■ **REQUIREMENTS**: Restate the whole listing word for word. Pictures are left out.

■ **INPUT**:
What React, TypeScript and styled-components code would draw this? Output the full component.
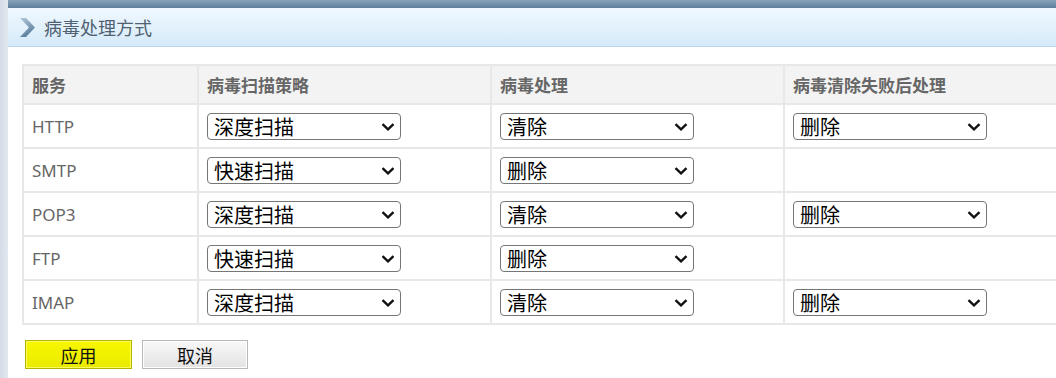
import React, { FunctionComponent } from 'react';
import styled, { createGlobalStyle } from 'styled-components';

const GlobalStyle = createGlobalStyle`
  html, body {
    margin: 0;
    padding: 0;
    background: #fff;
    overflow: hidden;
  }
  body {
    font-family: "Noto Sans", "Noto Sans CJK SC", sans-serif;
  }
`;

const Page = styled.div`
  display: flex;
  width: 1056px;
  height: 378px;
  overflow: hidden;
`;

const LeftStrip = styled.div`
  flex: 0 0 8px;
  background: linear-gradient(to right, #d3dce6, #e2e9f0);
`;

const Main = styled.div`
  flex: 1;
  display: flex;
  flex-direction: column;
  min-width: 0;
`;

const TopBar = styled.div`
  height: 8px;
  background: linear-gradient(to bottom, #88a3ba, #5f7f9b);
`;

const PanelHeader = styled.div`
  height: 38px;
  display: flex;
  align-items: center;
  padding-left: 11px;
  background: linear-gradient(to bottom, #f0f8fe, #d5eaf9);
  border-bottom: 1px solid #b9d8ee;
`;

const PanelTitle = styled.span`
  margin-left: 8px;
  font-family: "Noto Sans CJK SC", sans-serif;
  font-size: 18px;
  color: #4f6172;
  line-height: 1;
`;

const Content = styled.div`
  padding: 17px 0 0 14px;
`;

const Table = styled.table`
  border-collapse: collapse;
  width: 1076px;
  table-layout: fixed;
  border-top: 2px solid #e8e8e8;
  border-left: 2px solid #e8e8e8;
`;

const HeadCell = styled.th<{ $w?: number }>`
  width: ${p => (p.$w ? `${p.$w}px` : 'auto')};
  height: 37px;
  padding: 0 0 0 8px;
  text-align: left;
  background: #f3f3f3;
  border: 2px solid #e8e8e8;
  border-top: none;
  font-family: "Noto Sans CJK SC", sans-serif;
  font-size: 17px;
  font-weight: bold;
  color: #666;
`;

const Cell = styled.td`
  height: 42px;
  padding: 0 0 0 8px;
  border: 2px solid #e8e8e8;
  font-size: 17px;
  color: #666;
`;

const SelectWrap = styled.span`
  position: relative;
  display: inline-block;
  vertical-align: middle;
`;

const Select = styled.select`
  display: block;
  width: 194px;
  height: 27px;
  padding: 0 0 0 6px;
  border: 1px solid #767676;
  border-radius: 4px;
  background: #fff;
  appearance: none;
  font-family: "Noto Sans CJK SC", sans-serif;
  font-size: 20px;
  line-height: 25px;
  color: #000;
`;

const Caret = styled.svg`
  position: absolute;
  right: 6px;
  top: 10px;
  pointer-events: none;
`;

const Actions = styled.div`
  display: flex;
  gap: 10px;
  padding: 15px 0 0 3px;
`;

const Button = styled.button<{ $primary?: boolean }>`
  width: ${p => (p.$primary ? '107px' : '106px')};
  height: 29px;
  padding: 0;
  font-family: "Noto Sans CJK SC", sans-serif;
  font-size: 18px;
  line-height: 1;
  color: #111;
  border: 1px solid ${p => (p.$primary ? '#b5b500' : '#b9b9b9')};
  background: ${p =>
    p.$primary
      ? 'linear-gradient(to bottom, #f7f700, #eaea00)'
      : 'linear-gradient(to bottom, #f8f8f8, #e3e3e3)'};
  box-shadow: inset 0 0 0 1px ${p => (p.$primary ? '#fbfb60' : '#fdfdfd')};
`;

const Chevron: FunctionComponent = () => (
  <svg width="17" height="21" viewBox="0 0 17 21">
    <defs>
      <linearGradient id="chev" x1="0" y1="0" x2="0.4" y2="1">
        <stop offset="0" stopColor="#b3c7d8" />
        <stop offset="1" stopColor="#5a7f9d" />
      </linearGradient>
    </defs>
    <path d="M1 1 L7 1 L16 10.5 L7 20 L1 20 L10 10.5 Z" fill="url(#chev)" />
  </svg>
);

interface Row {
  service: string;
  scan: string;
  action: string;
  fail?: string;
}

const rows: Row[] = [
  { service: 'HTTP', scan: '深度扫描', action: '清除', fail: '删除' },
  { service: 'SMTP', scan: '快速扫描', action: '删除' },
  { service: 'POP3', scan: '深度扫描', action: '清除', fail: '删除' },
  { service: 'FTP', scan: '快速扫描', action: '删除' },
  { service: 'IMAP', scan: '深度扫描', action: '清除', fail: '删除' },
];

const Choice: FunctionComponent<{ value: string; options: string[] }> = ({ value, options }) => (
  <SelectWrap>
    <Select defaultValue={value}>
      {options.map(o => (
        <option key={o} value={o}>
          {o}
        </option>
      ))}
    </Select>
    <Caret width="14" height="8" viewBox="0 0 14 8">
      <path d="M1.5 1.2 L7 6.3 L12.5 1.2" fill="none" stroke="#111" strokeWidth="2.4" />
    </Caret>
  </SelectWrap>
);

const App: FunctionComponent = () => (
  <Page>
    <GlobalStyle />
    <LeftStrip />
    <Main>
      <TopBar />
      <PanelHeader>
        <Chevron />
        <PanelTitle>病毒处理方式</PanelTitle>
      </PanelHeader>
      <Content>
        <Table>
          <thead>
            <tr>
              <HeadCell $w={165}>服务</HeadCell>
              <HeadCell $w={283}>病毒扫描策略</HeadCell>
              <HeadCell $w={283}>病毒处理</HeadCell>
              <HeadCell>病毒清除失败后处理</HeadCell>
            </tr>
          </thead>
          <tbody>
            {rows.map(r => (
              <tr key={r.service}>
                <Cell>{r.service}</Cell>
                <Cell>
                  <Choice value={r.scan} options={['深度扫描', '快速扫描']} />
                </Cell>
                <Cell>
                  <Choice value={r.action} options={['清除', '删除']} />
                </Cell>
                <Cell>{r.fail && <Choice value={r.fail} options={['删除', '隔离']} />}</Cell>
              </tr>
            ))}
          </tbody>
        </Table>
        <Actions>
          <Button $primary>应用</Button>
          <Button>取消</Button>
        </Actions>
      </Content>
    </Main>
  </Page>
);

export default App;
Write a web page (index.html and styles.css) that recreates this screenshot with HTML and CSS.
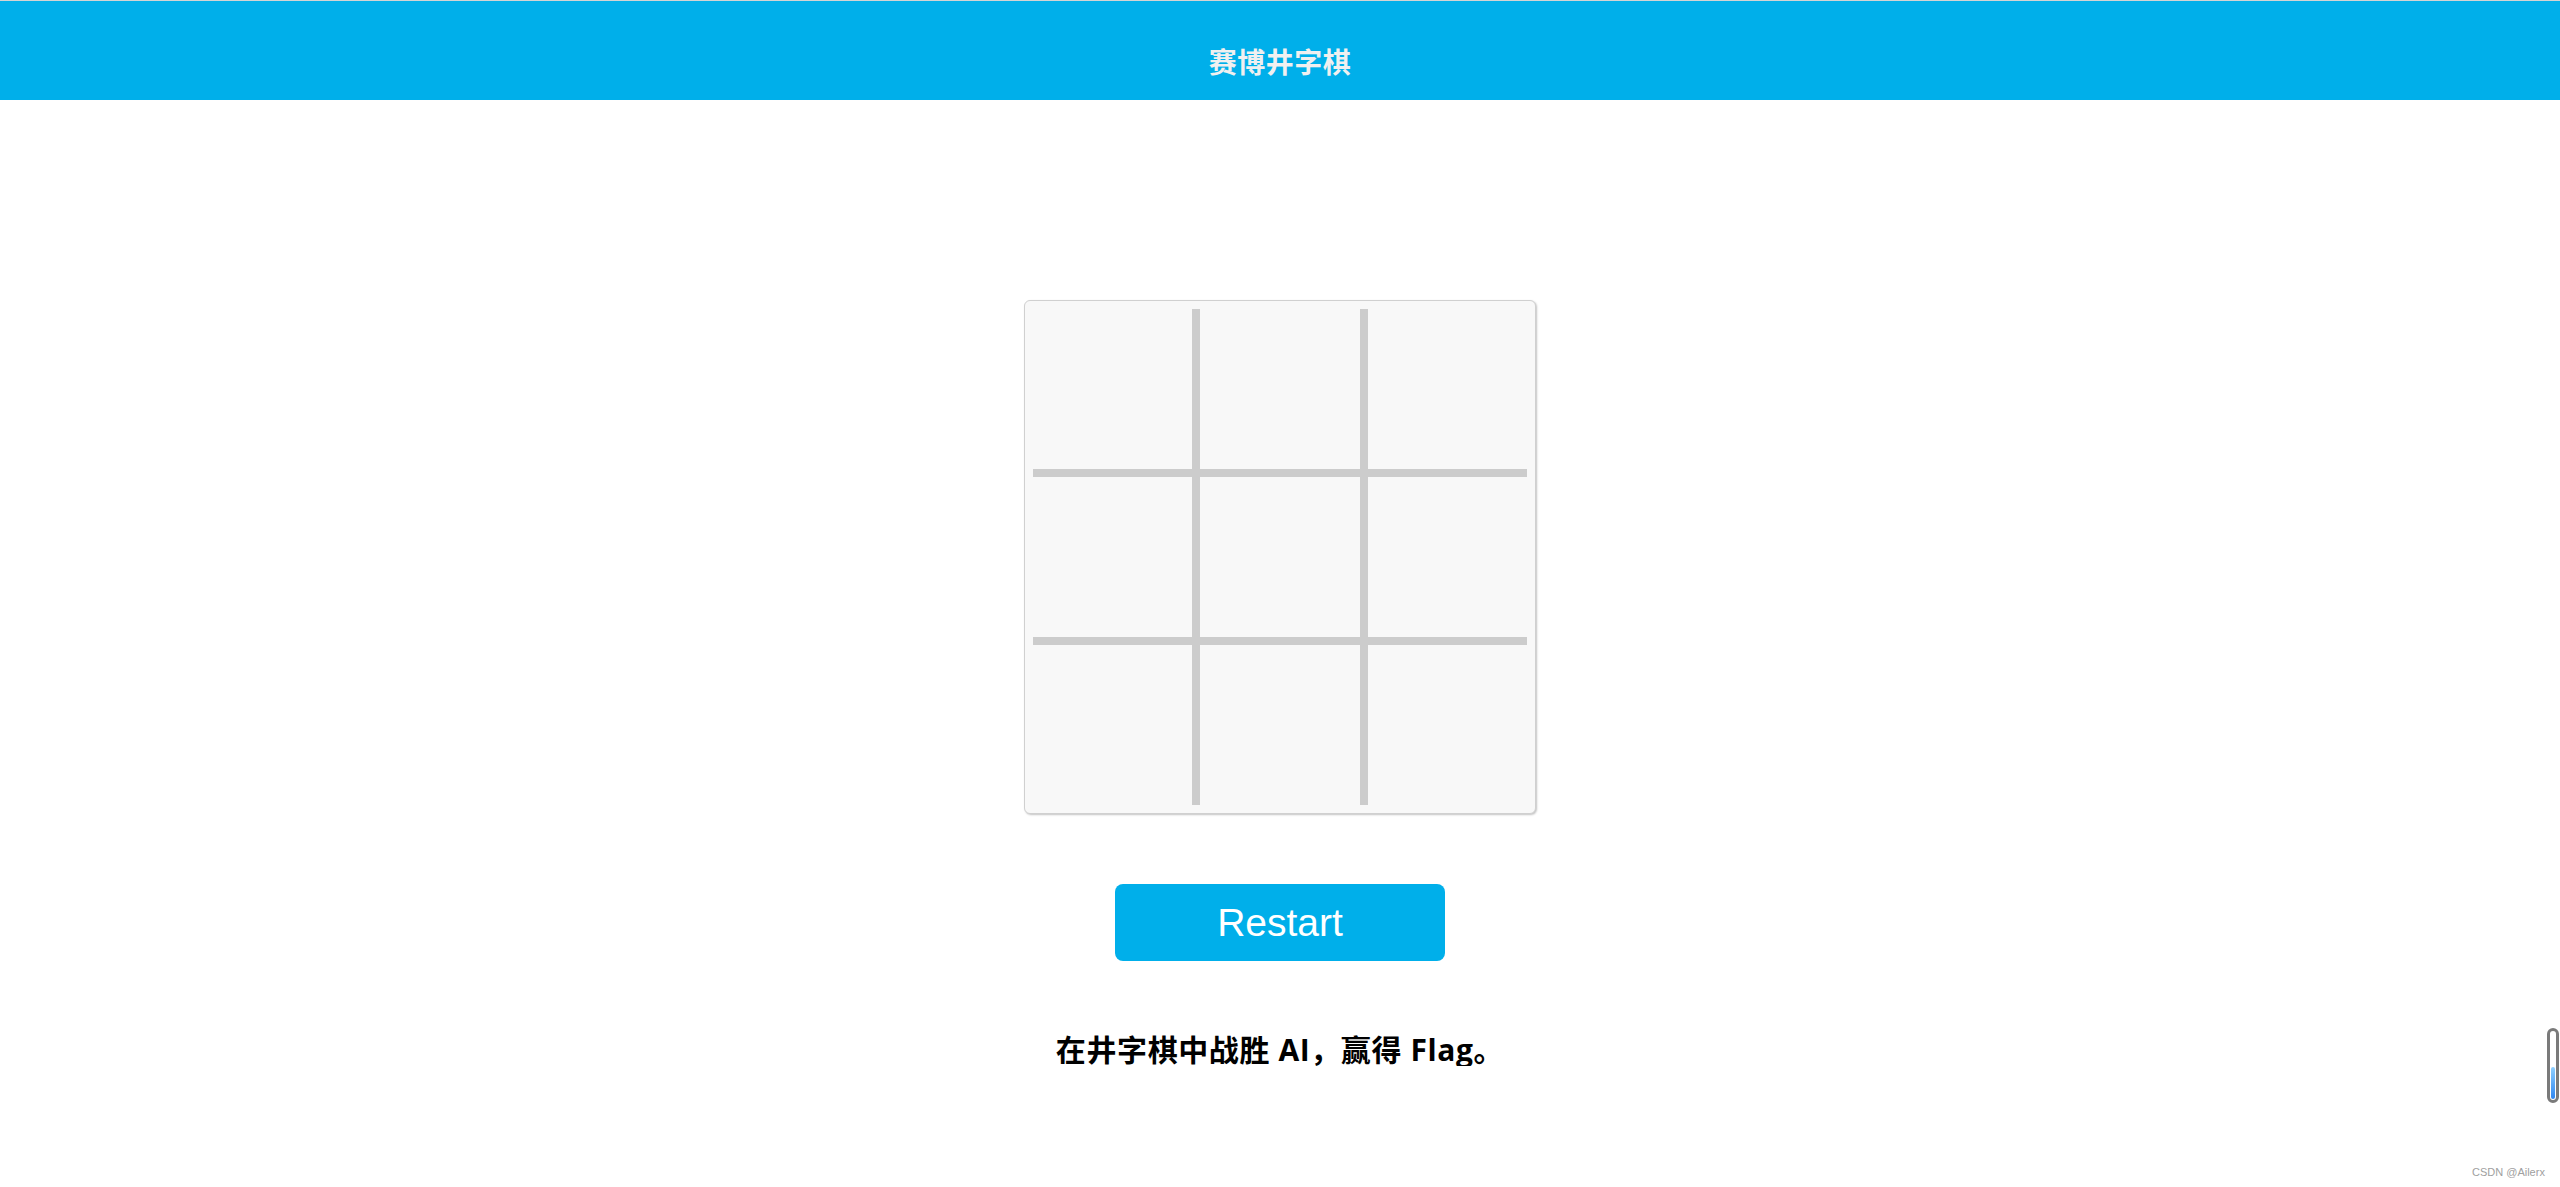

■ **COMPLETE OUTPUT**:
What React, TypeScript and styled-components code would draw this? Output the full component.
import React, { FunctionComponent } from 'react';
import styled, { createGlobalStyle } from 'styled-components';

const GlobalStyle = createGlobalStyle`
  html, body {
    margin: 0;
    padding: 0;
    background: #fff;
    overflow: hidden;
  }
  body {
    font-family: "Noto Sans", "Noto Sans CJK SC", sans-serif;
  }
`;

const Page = styled.div`
  display: flex;
  width: 1056px;
  height: 378px;
  overflow: hidden;
`;

const LeftStrip = styled.div`
  flex: 0 0 8px;
  background: linear-gradient(to right, #d3dce6, #e2e9f0);
`;

const Main = styled.div`
  flex: 1;
  display: flex;
  flex-direction: column;
  min-width: 0;
`;

const TopBar = styled.div`
  height: 8px;
  background: linear-gradient(to bottom, #88a3ba, #5f7f9b);
`;

const PanelHeader = styled.div`
  height: 38px;
  display: flex;
  align-items: center;
  padding-left: 11px;
  background: linear-gradient(to bottom, #f0f8fe, #d5eaf9);
  border-bottom: 1px solid #b9d8ee;
`;

const PanelTitle = styled.span`
  margin-left: 8px;
  font-family: "Noto Sans CJK SC", sans-serif;
  font-size: 18px;
  color: #4f6172;
  line-height: 1;
`;

const Content = styled.div`
  padding: 17px 0 0 14px;
`;

const Table = styled.table`
  border-collapse: collapse;
  width: 1076px;
  table-layout: fixed;
  border-top: 2px solid #e8e8e8;
  border-left: 2px solid #e8e8e8;
`;

const HeadCell = styled.th<{ $w?: number }>`
  width: ${p => (p.$w ? `${p.$w}px` : 'auto')};
  height: 37px;
  padding: 0 0 0 8px;
  text-align: left;
  background: #f3f3f3;
  border: 2px solid #e8e8e8;
  border-top: none;
  font-family: "Noto Sans CJK SC", sans-serif;
  font-size: 17px;
  font-weight: bold;
  color: #666;
`;

const Cell = styled.td`
  height: 42px;
  padding: 0 0 0 8px;
  border: 2px solid #e8e8e8;
  font-size: 17px;
  color: #666;
`;

const SelectWrap = styled.span`
  position: relative;
  display: inline-block;
  vertical-align: middle;
`;

const Select = styled.select`
  display: block;
  width: 194px;
  height: 27px;
  padding: 0 0 0 6px;
  border: 1px solid #767676;
  border-radius: 4px;
  background: #fff;
  appearance: none;
  font-family: "Noto Sans CJK SC", sans-serif;
  font-size: 20px;
  line-height: 25px;
  color: #000;
`;

const Caret = styled.svg`
  position: absolute;
  right: 6px;
  top: 10px;
  pointer-events: none;
`;

const Actions = styled.div`
  display: flex;
  gap: 10px;
  padding: 15px 0 0 3px;
`;

const Button = styled.button<{ $primary?: boolean }>`
  width: ${p => (p.$primary ? '107px' : '106px')};
  height: 29px;
  padding: 0;
  font-family: "Noto Sans CJK SC", sans-serif;
  font-size: 18px;
  line-height: 1;
  color: #111;
  border: 1px solid ${p => (p.$primary ? '#b5b500' : '#b9b9b9')};
  background: ${p =>
    p.$primary
      ? 'linear-gradient(to bottom, #f7f700, #eaea00)'
      : 'linear-gradient(to bottom, #f8f8f8, #e3e3e3)'};
  box-shadow: inset 0 0 0 1px ${p => (p.$primary ? '#fbfb60' : '#fdfdfd')};
`;

const Chevron: FunctionComponent = () => (
  <svg width="17" height="21" viewBox="0 0 17 21">
    <defs>
      <linearGradient id="chev" x1="0" y1="0" x2="0.4" y2="1">
        <stop offset="0" stopColor="#b3c7d8" />
        <stop offset="1" stopColor="#5a7f9d" />
      </linearGradient>
    </defs>
    <path d="M1 1 L7 1 L16 10.5 L7 20 L1 20 L10 10.5 Z" fill="url(#chev)" />
  </svg>
);

interface Row {
  service: string;
  scan: string;
  action: string;
  fail?: string;
}

const rows: Row[] = [
  { service: 'HTTP', scan: '深度扫描', action: '清除', fail: '删除' },
  { service: 'SMTP', scan: '快速扫描', action: '删除' },
  { service: 'POP3', scan: '深度扫描', action: '清除', fail: '删除' },
  { service: 'FTP', scan: '快速扫描', action: '删除' },
  { service: 'IMAP', scan: '深度扫描', action: '清除', fail: '删除' },
];

const Choice: FunctionComponent<{ value: string; options: string[] }> = ({ value, options }) => (
  <SelectWrap>
    <Select defaultValue={value}>
      {options.map(o => (
        <option key={o} value={o}>
          {o}
        </option>
      ))}
    </Select>
    <Caret width="14" height="8" viewBox="0 0 14 8">
      <path d="M1.5 1.2 L7 6.3 L12.5 1.2" fill="none" stroke="#111" strokeWidth="2.4" />
    </Caret>
  </SelectWrap>
);

const App: FunctionComponent = () => (
  <Page>
    <GlobalStyle />
    <LeftStrip />
    <Main>
      <TopBar />
      <PanelHeader>
        <Chevron />
        <PanelTitle>病毒处理方式</PanelTitle>
      </PanelHeader>
      <Content>
        <Table>
          <thead>
            <tr>
              <HeadCell $w={165}>服务</HeadCell>
              <HeadCell $w={283}>病毒扫描策略</HeadCell>
              <HeadCell $w={283}>病毒处理</HeadCell>
              <HeadCell>病毒清除失败后处理</HeadCell>
            </tr>
          </thead>
          <tbody>
            {rows.map(r => (
              <tr key={r.service}>
                <Cell>{r.service}</Cell>
                <Cell>
                  <Choice value={r.scan} options={['深度扫描', '快速扫描']} />
                </Cell>
                <Cell>
                  <Choice value={r.action} options={['清除', '删除']} />
                </Cell>
                <Cell>{r.fail && <Choice value={r.fail} options={['删除', '隔离']} />}</Cell>
              </tr>
            ))}
          </tbody>
        </Table>
        <Actions>
          <Button $primary>应用</Button>
          <Button>取消</Button>
        </Actions>
      </Content>
    </Main>
  </Page>
);

export default App;
Write a web page (index.html and styles.css) that recreates this screenshot with HTML and CSS.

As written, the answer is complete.